For anyone who has ever wanted to step into the world of survival horror but felt their underwear draw was not sufficiently stocked, we may have found the game for you. Originally released for PC on Halloween 2019, Song of Horror is an episodic survival horror that is now available on consoles as a complete package featuring all five chapters. Created by Spanish studio “Protocol Games” this fright-fest has been a labour of love as the team originally failed to gain fundraising on Kickstarter but like any protagonist thrust into a tough situation, they persevered until their dream became a reality. If that’s not a motivational story to get you through the creepy events ahead then I don’t know what is, so let’s take a look at what’s on offer in Song of Horror.


Danse Macabre

We all know the feeling of hearing a song or jingle that gets stuck in our head no matter how hard we try to forget it, sometimes it’s a catchy little tune and sometimes it’s the worst dam thing you have ever heard that makes you wish your face would melt in searing pain as if you have just opened the arc of the covenant. In the case of the protagonists in Song of Horror, it’s a mix of both. After a famous writer “Sebastian Husher” mysteriously vanishes, his publisher calls upon Sebastian’s assistant to head over to his house and investigate, before long a strange tune begins to echo throughout the house and the assistant, “Daniel Noyer” also vanishes, we can only assume he heard Cardi B on the radio and made a run for the nearest black hole.

Song of Horror

This is where the game really starts as each chapter provides us with a selection of up to four characters, each with their own background, connections to the plot and stats. For example, one character might be good at staying calm under pressure while another one has a flashlight which will make exploring the dark locations easier. Whichever character you choose to tackle a chapter with you must bear in mind one thing, permadeath is in effect, meaning that if that character dies, they stay dead and you will need to choose one of the remaining characters to take over, if they all die, you must restart the chapter from the beginning. Think of it as a loose cross between Until Dawn and Obscure and you’ll be on the right track. Each chapter features its own set of characters though certain ones will make a return here and there providing they are still alive.

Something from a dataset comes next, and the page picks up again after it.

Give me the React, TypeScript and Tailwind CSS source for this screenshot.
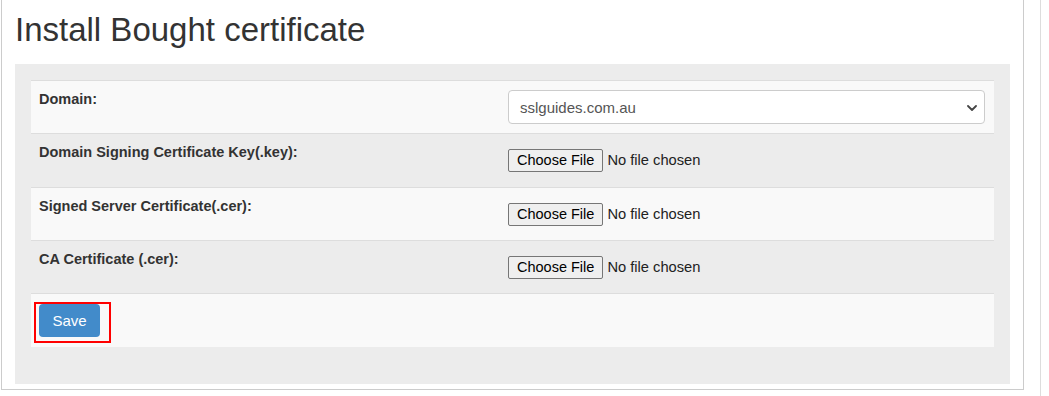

This may sound like a Groundhog Day affair but fear not, at least in this case, if one of your characters does cop an unfortunate one you will not have to start your investigation from the beginning straight away, by switching to a new character you can find where your previous character died and pick up their backpack which will contain all their accumulated items allowing you to carry on from where they left off. This is a handy feature and essentially gives you four lives with which to complete a chapter though bear in mind, if you are playing as Daniel (the main character) if he dies it will be game over, though considering he is the main character and the narrator of the story, he doesn’t appear that often.


A Puzzling Mystery

The core objective is to uncover the mystery of the disappearances and the connection to the strange music box. The story is enjoyable and keeps things interesting by throwing in the odd twist and turn along the way. Each chapter will focus on a different location starting out in The Husher Mansion before moving onto Antique Shops, Asylums and so on. Each location is contained enough to provide a good dose of claustrophobia but large enough to give you space to explore and familiarise yourself with the layouts. Puzzle-solving will be the key to progression and the puzzle complexity can vary between location but rarely becomes frustrating and generally common sense will see you through, so it’s actually a miracle I managed to finish it. Combining items and using the right tools will be familiar to fans of Resident Evil and Alone in the Dark, one example is finding a door with a snapped key stuck in the lock, managing to find a steel ring and some superglue to combine will enable you to create a makeshift key head and open the door.

song of horror screenshot

Obviously, puzzles aren’t the only thing that will be keeping you on your toes as you will be constantly persued by an ominous entity known only as “The Presence” a dark power that will not only stalk you but also adapts to how you are playing. The pace is slow for Song of Horror and it needs to be as death can come instantly to any who let their guard down. The Presence will haunt and attack, often without warning but there are a few things you can do to help yourself. By investigating and interacting with as many objects as you can, you will identify hiding places such as wardrobes, cabinets and even good old-fashioned tables, keeping their locations in mind will aid you when the presence strikes. Other times The Presence will try and burst through doors to get you, your key to safety will be to embrace your inner Hodor and Hold the Door! to block its entry. Both these scenarios start a tense button prompt mini-game, when hiding you are surrounded by the darkness creeping in on you and must press RT and LT in time with your heartbeat to survive when holding the door, you must build up your strength by tapping A before hitting RT to try and slam the door, both these elements are surprisingly intense given the fact that if you fail you die instantly. All this combines to create an experience where you never feel safe and adds a great sense of foreboding throughout the whole journey.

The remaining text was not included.